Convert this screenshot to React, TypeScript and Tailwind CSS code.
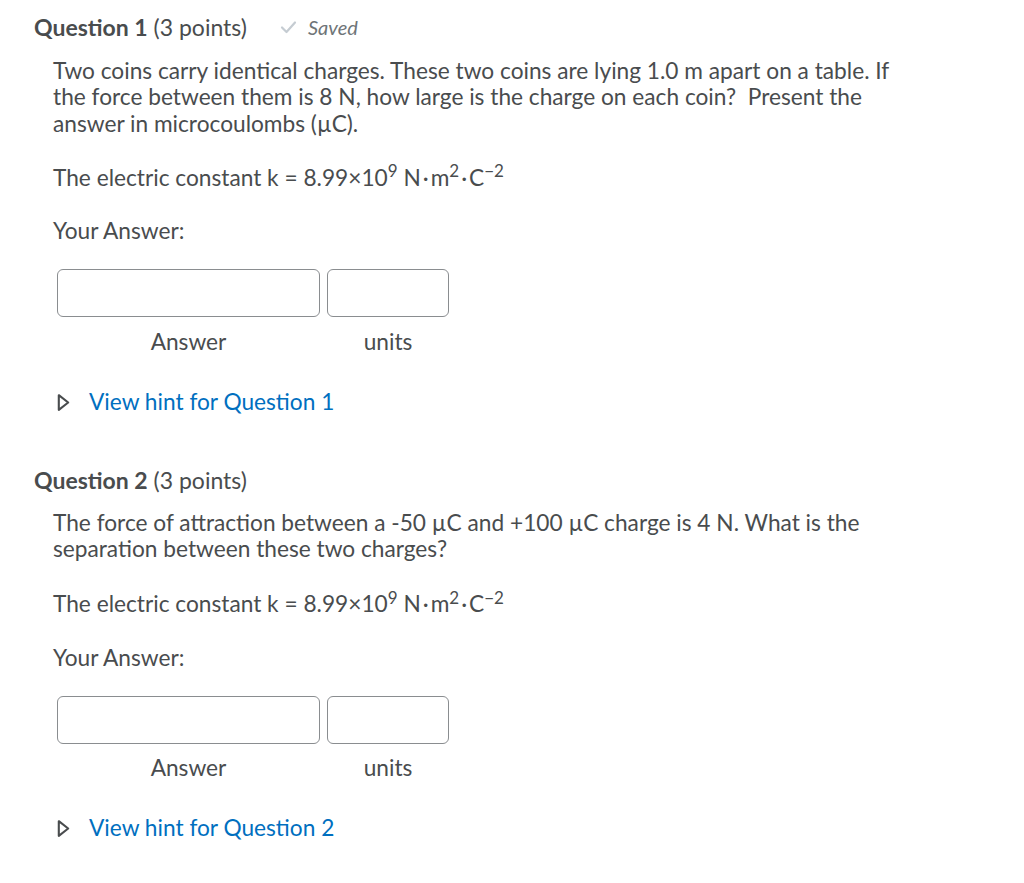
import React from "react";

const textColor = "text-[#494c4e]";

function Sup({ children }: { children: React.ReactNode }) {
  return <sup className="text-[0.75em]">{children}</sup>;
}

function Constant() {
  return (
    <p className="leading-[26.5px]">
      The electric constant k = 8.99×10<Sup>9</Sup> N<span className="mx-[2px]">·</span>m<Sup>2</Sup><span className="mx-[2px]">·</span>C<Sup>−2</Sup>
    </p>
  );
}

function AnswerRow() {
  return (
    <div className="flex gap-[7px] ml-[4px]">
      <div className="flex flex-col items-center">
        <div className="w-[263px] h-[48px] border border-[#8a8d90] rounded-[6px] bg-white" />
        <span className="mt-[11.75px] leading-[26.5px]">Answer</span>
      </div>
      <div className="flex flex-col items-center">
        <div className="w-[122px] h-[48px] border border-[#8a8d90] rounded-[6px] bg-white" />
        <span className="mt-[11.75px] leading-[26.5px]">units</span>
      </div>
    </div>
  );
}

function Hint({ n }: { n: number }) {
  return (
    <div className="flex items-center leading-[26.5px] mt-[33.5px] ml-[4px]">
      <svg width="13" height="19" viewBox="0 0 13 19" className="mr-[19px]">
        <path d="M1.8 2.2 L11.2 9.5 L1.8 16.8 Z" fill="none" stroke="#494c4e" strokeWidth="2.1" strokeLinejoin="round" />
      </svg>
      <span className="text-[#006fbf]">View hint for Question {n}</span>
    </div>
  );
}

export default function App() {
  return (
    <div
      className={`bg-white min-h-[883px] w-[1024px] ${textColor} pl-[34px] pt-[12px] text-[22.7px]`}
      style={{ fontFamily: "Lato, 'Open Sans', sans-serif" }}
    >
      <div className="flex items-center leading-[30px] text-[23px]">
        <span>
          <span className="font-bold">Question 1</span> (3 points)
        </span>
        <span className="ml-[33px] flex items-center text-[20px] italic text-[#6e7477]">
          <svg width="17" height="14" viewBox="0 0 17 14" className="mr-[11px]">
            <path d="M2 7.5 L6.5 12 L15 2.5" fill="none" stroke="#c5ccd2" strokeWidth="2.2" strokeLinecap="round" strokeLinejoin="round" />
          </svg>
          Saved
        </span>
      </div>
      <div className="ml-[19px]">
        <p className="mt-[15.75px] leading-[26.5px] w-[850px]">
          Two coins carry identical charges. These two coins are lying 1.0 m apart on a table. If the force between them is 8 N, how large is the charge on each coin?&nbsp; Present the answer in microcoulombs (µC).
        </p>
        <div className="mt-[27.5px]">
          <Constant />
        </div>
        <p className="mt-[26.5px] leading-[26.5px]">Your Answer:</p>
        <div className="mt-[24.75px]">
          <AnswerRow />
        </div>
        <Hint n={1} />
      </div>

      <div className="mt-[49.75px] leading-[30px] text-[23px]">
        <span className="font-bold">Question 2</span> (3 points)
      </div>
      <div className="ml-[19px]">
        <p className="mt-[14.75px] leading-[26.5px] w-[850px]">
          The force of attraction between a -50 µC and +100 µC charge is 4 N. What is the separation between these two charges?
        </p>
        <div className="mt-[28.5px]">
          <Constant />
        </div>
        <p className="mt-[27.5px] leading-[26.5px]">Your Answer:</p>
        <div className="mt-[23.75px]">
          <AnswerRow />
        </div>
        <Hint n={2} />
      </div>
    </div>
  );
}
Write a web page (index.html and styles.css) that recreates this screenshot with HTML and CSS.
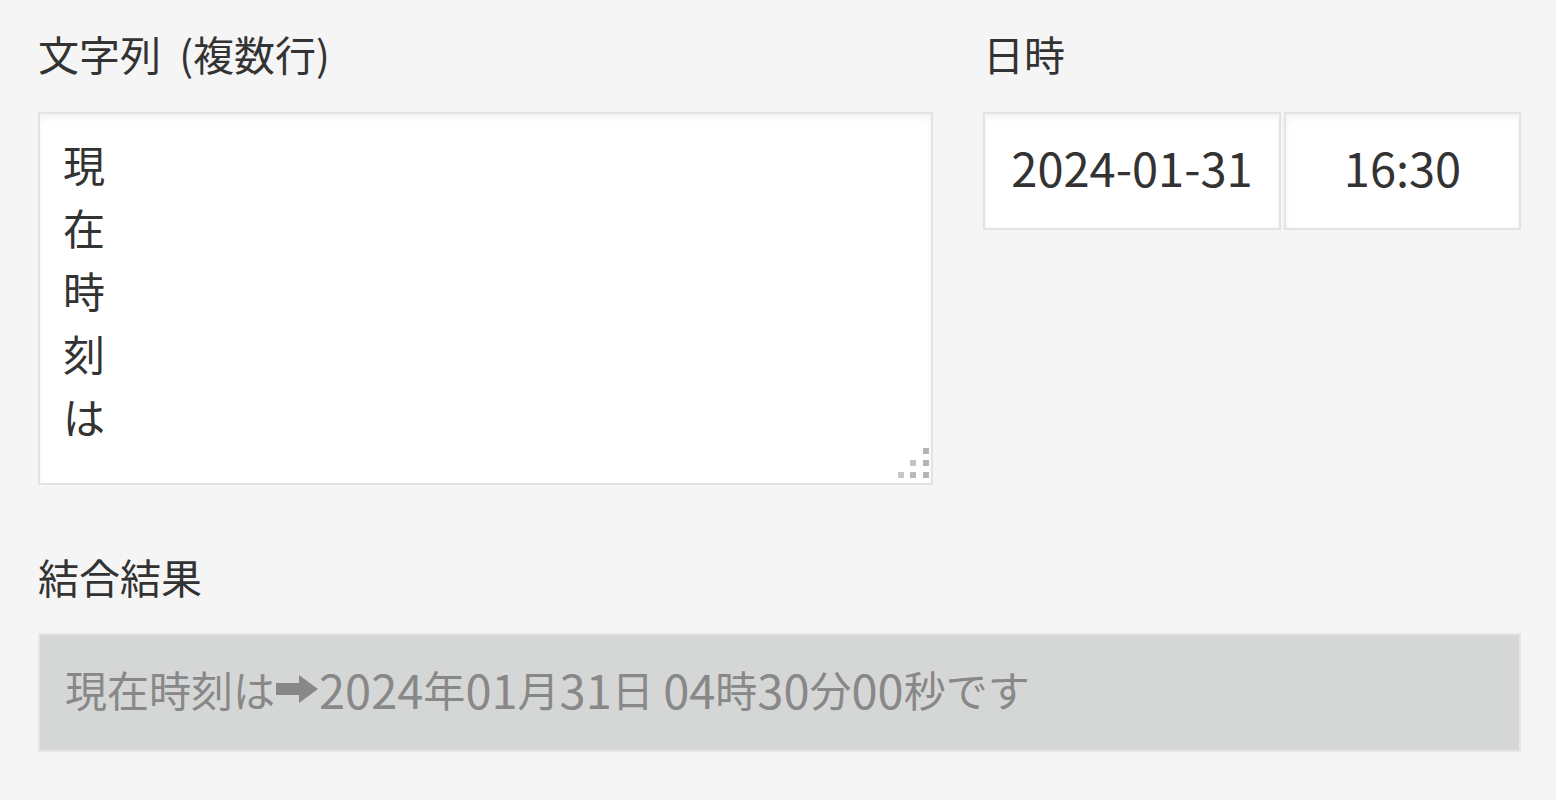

● **Your task**
Quote the listing above in full, except for the pictures.

● **Task solution**
Convert this screenshot to React, TypeScript and Tailwind CSS code.
import React from "react";

const textColor = "text-[#494c4e]";

function Sup({ children }: { children: React.ReactNode }) {
  return <sup className="text-[0.75em]">{children}</sup>;
}

function Constant() {
  return (
    <p className="leading-[26.5px]">
      The electric constant k = 8.99×10<Sup>9</Sup> N<span className="mx-[2px]">·</span>m<Sup>2</Sup><span className="mx-[2px]">·</span>C<Sup>−2</Sup>
    </p>
  );
}

function AnswerRow() {
  return (
    <div className="flex gap-[7px] ml-[4px]">
      <div className="flex flex-col items-center">
        <div className="w-[263px] h-[48px] border border-[#8a8d90] rounded-[6px] bg-white" />
        <span className="mt-[11.75px] leading-[26.5px]">Answer</span>
      </div>
      <div className="flex flex-col items-center">
        <div className="w-[122px] h-[48px] border border-[#8a8d90] rounded-[6px] bg-white" />
        <span className="mt-[11.75px] leading-[26.5px]">units</span>
      </div>
    </div>
  );
}

function Hint({ n }: { n: number }) {
  return (
    <div className="flex items-center leading-[26.5px] mt-[33.5px] ml-[4px]">
      <svg width="13" height="19" viewBox="0 0 13 19" className="mr-[19px]">
        <path d="M1.8 2.2 L11.2 9.5 L1.8 16.8 Z" fill="none" stroke="#494c4e" strokeWidth="2.1" strokeLinejoin="round" />
      </svg>
      <span className="text-[#006fbf]">View hint for Question {n}</span>
    </div>
  );
}

export default function App() {
  return (
    <div
      className={`bg-white min-h-[883px] w-[1024px] ${textColor} pl-[34px] pt-[12px] text-[22.7px]`}
      style={{ fontFamily: "Lato, 'Open Sans', sans-serif" }}
    >
      <div className="flex items-center leading-[30px] text-[23px]">
        <span>
          <span className="font-bold">Question 1</span> (3 points)
        </span>
        <span className="ml-[33px] flex items-center text-[20px] italic text-[#6e7477]">
          <svg width="17" height="14" viewBox="0 0 17 14" className="mr-[11px]">
            <path d="M2 7.5 L6.5 12 L15 2.5" fill="none" stroke="#c5ccd2" strokeWidth="2.2" strokeLinecap="round" strokeLinejoin="round" />
          </svg>
          Saved
        </span>
      </div>
      <div className="ml-[19px]">
        <p className="mt-[15.75px] leading-[26.5px] w-[850px]">
          Two coins carry identical charges. These two coins are lying 1.0 m apart on a table. If the force between them is 8 N, how large is the charge on each coin?&nbsp; Present the answer in microcoulombs (µC).
        </p>
        <div className="mt-[27.5px]">
          <Constant />
        </div>
        <p className="mt-[26.5px] leading-[26.5px]">Your Answer:</p>
        <div className="mt-[24.75px]">
          <AnswerRow />
        </div>
        <Hint n={1} />
      </div>

      <div className="mt-[49.75px] leading-[30px] text-[23px]">
        <span className="font-bold">Question 2</span> (3 points)
      </div>
      <div className="ml-[19px]">
        <p className="mt-[14.75px] leading-[26.5px] w-[850px]">
          The force of attraction between a -50 µC and +100 µC charge is 4 N. What is the separation between these two charges?
        </p>
        <div className="mt-[28.5px]">
          <Constant />
        </div>
        <p className="mt-[27.5px] leading-[26.5px]">Your Answer:</p>
        <div className="mt-[23.75px]">
          <AnswerRow />
        </div>
        <Hint n={2} />
      </div>
    </div>
  );
}
Write a web page (index.html and styles.css) that recreates this screenshot with HTML and CSS.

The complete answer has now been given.